Eigenlijk had Proxima al twee maanden geleden in de Nederlandse bioscopen moeten uitkomen, maar zoals bekend gooide COVID-19 roet in het eten. De film van Alice Winocour profiteert mogelijk een klein beetje van zijn nieuwe releasedatum; dankzij de coronacrisis weet iedereen namelijk maar al te goed wat het betekent om in quarantaine te zitten en familieleden te moeten missen. Moeder en dochter, gescheiden door een glazen wand - het is helaas geen fictie meer.
In Proxima volgen we Sarah Loreau, een Franse astronaut die zich voorbereidt op een langdurige missie aan boord van het International Space Station. Voordat de raketlancering vanaf een basis in Rusland plaatsvindt, moet ze een intensief trainingsprogramma doorlopen in 'Star City', net buiten Moskou. Aldaar introduceert de Amerikaanse macho Mike Shannon haar bij de rest van de crew - met een vrij ongemakkelijk grapje, waaruit blijkt dat seksisme allerminst is uitgeroeid binnen het door mannen gedomineerde wereldje van de ruimtevaart. Het lijkt er even op dat de film hiermee vertrouwde wegen zal bewandelen, maar dan draait Mike plotseling bij. Zijn machogedrag maakt plaats voor empathie. Net op tijd, want hij dreigde eventjes een clichématig figuur te worden.

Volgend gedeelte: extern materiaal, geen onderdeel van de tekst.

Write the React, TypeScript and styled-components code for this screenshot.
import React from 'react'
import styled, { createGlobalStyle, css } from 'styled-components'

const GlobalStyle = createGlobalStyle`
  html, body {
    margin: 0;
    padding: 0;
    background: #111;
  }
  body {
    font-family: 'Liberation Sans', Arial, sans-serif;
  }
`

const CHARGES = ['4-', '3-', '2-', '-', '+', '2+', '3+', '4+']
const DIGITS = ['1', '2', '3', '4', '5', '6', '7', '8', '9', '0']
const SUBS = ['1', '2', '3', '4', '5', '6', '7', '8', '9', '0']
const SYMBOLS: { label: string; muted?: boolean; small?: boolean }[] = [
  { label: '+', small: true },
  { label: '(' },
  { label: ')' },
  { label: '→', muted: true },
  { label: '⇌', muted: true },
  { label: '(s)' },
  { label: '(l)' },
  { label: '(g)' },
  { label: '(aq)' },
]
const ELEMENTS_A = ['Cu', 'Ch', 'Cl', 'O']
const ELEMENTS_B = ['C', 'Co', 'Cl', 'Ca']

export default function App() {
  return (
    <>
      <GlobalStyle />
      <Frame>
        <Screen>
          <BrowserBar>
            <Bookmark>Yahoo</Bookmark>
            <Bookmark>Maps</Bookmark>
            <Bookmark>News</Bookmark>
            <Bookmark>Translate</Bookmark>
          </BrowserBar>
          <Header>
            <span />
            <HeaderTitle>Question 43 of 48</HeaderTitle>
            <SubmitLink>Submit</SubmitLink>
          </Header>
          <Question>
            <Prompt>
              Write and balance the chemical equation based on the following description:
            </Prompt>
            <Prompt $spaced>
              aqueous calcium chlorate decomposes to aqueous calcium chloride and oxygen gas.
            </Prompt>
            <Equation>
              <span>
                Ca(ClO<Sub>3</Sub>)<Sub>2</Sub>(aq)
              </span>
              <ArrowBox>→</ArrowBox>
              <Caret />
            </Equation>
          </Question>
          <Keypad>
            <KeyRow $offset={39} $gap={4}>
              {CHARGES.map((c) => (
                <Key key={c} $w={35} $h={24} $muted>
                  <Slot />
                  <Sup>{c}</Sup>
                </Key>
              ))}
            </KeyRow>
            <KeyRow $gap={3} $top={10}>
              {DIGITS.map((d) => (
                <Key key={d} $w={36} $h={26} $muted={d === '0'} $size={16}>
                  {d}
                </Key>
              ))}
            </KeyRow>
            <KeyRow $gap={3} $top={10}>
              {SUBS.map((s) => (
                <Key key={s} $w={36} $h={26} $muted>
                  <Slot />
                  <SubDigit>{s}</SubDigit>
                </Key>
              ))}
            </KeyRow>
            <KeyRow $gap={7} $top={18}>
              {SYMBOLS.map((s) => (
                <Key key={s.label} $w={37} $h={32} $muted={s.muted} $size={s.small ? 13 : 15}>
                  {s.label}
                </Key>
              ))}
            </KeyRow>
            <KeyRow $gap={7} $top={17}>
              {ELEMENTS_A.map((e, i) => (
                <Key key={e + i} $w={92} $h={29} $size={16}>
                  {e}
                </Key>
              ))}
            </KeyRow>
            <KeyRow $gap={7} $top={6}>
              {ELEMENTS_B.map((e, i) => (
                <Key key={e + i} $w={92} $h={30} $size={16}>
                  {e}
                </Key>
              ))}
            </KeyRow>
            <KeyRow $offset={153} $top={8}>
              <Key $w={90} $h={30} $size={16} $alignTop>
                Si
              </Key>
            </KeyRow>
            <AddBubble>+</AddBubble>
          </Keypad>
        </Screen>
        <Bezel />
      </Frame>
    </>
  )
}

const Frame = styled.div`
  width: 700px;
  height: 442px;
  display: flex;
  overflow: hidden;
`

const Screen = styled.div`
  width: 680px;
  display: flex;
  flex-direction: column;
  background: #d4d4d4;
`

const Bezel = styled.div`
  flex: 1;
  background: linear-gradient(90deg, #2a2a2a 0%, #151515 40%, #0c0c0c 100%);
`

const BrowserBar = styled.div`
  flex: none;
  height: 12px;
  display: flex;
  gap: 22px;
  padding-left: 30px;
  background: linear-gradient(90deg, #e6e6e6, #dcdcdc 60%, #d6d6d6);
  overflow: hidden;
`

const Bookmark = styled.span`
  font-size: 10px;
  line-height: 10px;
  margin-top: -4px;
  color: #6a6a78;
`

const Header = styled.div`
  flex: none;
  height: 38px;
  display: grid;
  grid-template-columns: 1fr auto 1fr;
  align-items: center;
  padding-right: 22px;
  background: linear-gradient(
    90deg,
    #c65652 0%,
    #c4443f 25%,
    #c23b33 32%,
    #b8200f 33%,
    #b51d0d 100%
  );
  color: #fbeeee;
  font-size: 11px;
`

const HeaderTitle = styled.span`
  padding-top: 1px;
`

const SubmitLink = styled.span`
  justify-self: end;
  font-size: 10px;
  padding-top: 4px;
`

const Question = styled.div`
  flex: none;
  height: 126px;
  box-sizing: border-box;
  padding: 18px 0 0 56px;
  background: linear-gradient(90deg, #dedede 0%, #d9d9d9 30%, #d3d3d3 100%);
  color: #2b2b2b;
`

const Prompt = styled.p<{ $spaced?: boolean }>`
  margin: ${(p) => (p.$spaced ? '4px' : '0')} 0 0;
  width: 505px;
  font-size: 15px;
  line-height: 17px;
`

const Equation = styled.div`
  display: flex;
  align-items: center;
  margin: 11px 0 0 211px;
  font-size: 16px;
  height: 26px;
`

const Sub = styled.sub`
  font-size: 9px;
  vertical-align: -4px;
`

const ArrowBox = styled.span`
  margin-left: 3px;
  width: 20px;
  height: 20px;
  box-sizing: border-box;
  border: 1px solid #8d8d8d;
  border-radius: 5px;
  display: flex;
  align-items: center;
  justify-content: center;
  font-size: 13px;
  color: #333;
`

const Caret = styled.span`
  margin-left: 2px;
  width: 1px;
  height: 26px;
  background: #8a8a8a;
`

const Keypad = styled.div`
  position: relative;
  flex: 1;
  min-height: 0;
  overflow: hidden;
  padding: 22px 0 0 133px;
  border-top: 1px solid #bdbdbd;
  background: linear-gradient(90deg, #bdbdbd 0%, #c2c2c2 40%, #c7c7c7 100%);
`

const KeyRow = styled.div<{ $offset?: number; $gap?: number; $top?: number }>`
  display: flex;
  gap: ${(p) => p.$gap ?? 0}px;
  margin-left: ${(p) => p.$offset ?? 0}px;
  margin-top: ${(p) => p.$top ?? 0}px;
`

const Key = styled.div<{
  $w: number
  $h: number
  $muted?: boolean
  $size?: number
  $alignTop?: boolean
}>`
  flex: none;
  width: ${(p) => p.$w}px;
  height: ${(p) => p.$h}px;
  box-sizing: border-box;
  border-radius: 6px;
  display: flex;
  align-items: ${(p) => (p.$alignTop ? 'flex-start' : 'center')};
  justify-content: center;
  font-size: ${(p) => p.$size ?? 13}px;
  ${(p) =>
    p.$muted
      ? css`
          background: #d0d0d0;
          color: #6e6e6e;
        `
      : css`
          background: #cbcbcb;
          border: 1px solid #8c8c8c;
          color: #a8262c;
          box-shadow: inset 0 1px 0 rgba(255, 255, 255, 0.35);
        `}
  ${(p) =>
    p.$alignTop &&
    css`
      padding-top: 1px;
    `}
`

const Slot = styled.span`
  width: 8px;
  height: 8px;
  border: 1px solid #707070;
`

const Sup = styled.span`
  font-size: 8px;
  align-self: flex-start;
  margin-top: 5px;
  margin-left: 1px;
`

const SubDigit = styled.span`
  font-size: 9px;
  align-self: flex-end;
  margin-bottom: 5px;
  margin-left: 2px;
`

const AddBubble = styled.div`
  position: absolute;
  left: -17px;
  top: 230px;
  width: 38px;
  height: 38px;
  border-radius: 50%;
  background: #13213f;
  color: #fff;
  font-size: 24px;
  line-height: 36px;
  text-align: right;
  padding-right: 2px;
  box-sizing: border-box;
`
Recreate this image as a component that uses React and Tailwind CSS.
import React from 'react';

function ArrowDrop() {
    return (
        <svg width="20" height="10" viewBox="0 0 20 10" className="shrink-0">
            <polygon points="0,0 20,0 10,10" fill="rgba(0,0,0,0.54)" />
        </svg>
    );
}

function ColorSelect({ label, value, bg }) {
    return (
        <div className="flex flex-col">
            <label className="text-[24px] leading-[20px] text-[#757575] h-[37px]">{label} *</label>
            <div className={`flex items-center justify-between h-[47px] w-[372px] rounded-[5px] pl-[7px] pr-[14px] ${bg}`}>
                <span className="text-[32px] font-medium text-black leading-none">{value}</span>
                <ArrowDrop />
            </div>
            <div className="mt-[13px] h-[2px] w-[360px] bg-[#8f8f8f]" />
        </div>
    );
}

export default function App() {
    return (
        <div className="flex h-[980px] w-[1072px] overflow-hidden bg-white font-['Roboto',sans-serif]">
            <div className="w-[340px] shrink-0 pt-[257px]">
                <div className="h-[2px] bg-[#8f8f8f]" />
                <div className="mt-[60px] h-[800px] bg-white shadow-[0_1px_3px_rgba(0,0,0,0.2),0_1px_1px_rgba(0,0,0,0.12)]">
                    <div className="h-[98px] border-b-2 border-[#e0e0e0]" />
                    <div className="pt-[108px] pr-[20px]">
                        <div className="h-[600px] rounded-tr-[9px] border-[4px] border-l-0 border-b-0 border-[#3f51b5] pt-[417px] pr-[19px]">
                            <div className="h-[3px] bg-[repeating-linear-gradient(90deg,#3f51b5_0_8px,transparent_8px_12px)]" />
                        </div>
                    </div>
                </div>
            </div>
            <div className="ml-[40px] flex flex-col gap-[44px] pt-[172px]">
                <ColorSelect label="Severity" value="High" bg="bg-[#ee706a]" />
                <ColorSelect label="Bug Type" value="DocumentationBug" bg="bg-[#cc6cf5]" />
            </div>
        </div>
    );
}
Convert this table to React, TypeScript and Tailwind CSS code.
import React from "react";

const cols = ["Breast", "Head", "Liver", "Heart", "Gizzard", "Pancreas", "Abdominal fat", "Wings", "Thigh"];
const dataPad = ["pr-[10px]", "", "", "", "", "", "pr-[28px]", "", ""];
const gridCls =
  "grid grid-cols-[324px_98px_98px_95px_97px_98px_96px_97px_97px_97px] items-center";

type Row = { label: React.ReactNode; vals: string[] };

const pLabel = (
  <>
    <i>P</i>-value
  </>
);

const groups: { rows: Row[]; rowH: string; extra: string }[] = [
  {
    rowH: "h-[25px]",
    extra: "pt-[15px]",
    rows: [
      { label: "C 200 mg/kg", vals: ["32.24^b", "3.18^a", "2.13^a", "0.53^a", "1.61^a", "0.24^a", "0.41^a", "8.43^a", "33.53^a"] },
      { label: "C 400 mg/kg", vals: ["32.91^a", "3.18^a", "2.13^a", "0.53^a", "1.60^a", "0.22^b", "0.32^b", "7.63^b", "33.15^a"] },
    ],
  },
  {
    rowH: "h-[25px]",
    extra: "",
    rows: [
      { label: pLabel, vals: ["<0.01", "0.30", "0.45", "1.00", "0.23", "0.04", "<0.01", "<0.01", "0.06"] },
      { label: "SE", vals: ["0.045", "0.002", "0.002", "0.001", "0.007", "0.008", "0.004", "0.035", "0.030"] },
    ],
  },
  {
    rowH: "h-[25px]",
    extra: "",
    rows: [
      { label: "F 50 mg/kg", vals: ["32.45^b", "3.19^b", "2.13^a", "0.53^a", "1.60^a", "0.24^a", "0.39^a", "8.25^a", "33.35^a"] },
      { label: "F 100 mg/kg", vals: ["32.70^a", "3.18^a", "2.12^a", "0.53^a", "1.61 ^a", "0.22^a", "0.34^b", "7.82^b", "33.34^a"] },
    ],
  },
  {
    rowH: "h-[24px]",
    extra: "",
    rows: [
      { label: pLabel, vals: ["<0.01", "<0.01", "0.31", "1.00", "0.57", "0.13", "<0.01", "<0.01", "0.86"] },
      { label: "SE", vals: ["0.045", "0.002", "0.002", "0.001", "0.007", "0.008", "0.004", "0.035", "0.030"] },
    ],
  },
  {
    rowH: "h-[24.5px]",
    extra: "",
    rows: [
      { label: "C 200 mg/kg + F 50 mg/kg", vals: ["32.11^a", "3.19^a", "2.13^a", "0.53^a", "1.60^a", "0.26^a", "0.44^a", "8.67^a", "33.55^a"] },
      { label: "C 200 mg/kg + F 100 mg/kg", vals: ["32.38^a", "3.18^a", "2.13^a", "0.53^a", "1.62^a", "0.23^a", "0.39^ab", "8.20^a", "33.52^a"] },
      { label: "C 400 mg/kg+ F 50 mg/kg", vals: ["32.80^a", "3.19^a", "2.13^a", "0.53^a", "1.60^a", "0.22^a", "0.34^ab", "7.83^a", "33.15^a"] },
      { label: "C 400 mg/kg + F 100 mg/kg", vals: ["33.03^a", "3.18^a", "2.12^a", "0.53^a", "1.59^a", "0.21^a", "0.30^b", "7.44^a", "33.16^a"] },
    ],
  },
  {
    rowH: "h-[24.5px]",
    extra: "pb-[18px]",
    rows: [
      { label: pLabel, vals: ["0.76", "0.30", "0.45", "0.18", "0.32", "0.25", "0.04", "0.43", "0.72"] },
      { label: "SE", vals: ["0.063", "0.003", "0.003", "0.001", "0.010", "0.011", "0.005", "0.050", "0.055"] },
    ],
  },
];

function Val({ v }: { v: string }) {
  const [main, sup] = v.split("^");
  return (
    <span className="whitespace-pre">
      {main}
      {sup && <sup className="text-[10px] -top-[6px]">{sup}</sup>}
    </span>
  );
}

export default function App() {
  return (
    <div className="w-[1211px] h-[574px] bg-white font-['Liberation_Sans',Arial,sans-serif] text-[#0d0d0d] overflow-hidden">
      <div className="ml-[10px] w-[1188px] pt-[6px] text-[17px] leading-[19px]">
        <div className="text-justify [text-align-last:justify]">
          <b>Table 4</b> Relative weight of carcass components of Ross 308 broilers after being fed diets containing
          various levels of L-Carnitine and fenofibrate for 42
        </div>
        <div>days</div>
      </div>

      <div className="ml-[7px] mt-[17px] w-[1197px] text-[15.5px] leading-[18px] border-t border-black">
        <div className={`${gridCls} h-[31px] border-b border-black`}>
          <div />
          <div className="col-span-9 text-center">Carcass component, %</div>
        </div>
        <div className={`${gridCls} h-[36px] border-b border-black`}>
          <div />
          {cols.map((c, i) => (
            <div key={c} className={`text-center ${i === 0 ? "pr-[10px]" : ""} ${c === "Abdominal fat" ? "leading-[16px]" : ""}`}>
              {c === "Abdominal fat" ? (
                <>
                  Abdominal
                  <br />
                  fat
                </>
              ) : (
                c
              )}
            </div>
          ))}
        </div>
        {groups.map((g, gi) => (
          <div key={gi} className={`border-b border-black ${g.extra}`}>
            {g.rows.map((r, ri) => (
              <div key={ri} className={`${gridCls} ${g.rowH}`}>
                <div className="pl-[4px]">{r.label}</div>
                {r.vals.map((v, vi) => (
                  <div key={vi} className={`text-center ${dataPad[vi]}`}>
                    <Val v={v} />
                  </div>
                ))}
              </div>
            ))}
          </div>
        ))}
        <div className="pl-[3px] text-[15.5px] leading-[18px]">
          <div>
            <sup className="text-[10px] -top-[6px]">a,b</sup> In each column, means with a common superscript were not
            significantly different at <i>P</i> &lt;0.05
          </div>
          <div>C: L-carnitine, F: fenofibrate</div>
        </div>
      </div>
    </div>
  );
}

Voor Sarah is het verlaten van de aarde niet slechts een kwestie van domweg in een raket stappen die vervolgens de lucht in schiet. Ze heeft ook verantwoordelijkheden, zoals de maatschappelijke norm dat keurig voorschrijft aan vrouwen met kinderen. Waarom is er niemand die een probleem maakt van het feit dat mannen ook op avontuur gaan buiten de dampkring en dus hun kroost in de steek laten? Winocour (die eerder Augustine en Maryland maakte) onderzoekt dit soort vragen tot in de puntjes, waardoor een fijnbesnaard drama ontstaat. Naar het einde verliest de film in een enkele scène een beetje zijn geloofwaardigheid, maar dat is te vergeven omdat alles wat daaraan voorafgaat vrij sterk is opgebouwd.
Proxima - verwijzend naar de ster die zich het dichtst bij ons zonnestelsel bevindt - speelt op subtiele wijze met begrippen als toenadering en verwijdering. De film krijgt echter vooral vleugels door het breekbare spel van Eva Green en Zélie Boulant, die weliswaar niet veel scènes met elkaar delen, maar toch altijd weten te overtuigen. Daarnaast brengt dit drama een mooi eerbetoon aan alle vrouwelijke astronauten, wier namen en foto's vlak voor de aftiteling in beeld verschijnen. Een prestatie die moeilijk valt te overschatten, want in Alice Winocours film zit niet één ruimteshot. Alles speelt zich gewoon op aarde af. Geen duizelingwekkende omwentelingen in een oneindig zwart vacuüm, maar een kalm, inspirerend verhaal over het volgen van je dromen. Ook al kan de prijs die je daarvoor moet betalen soms vrij hoog zijn.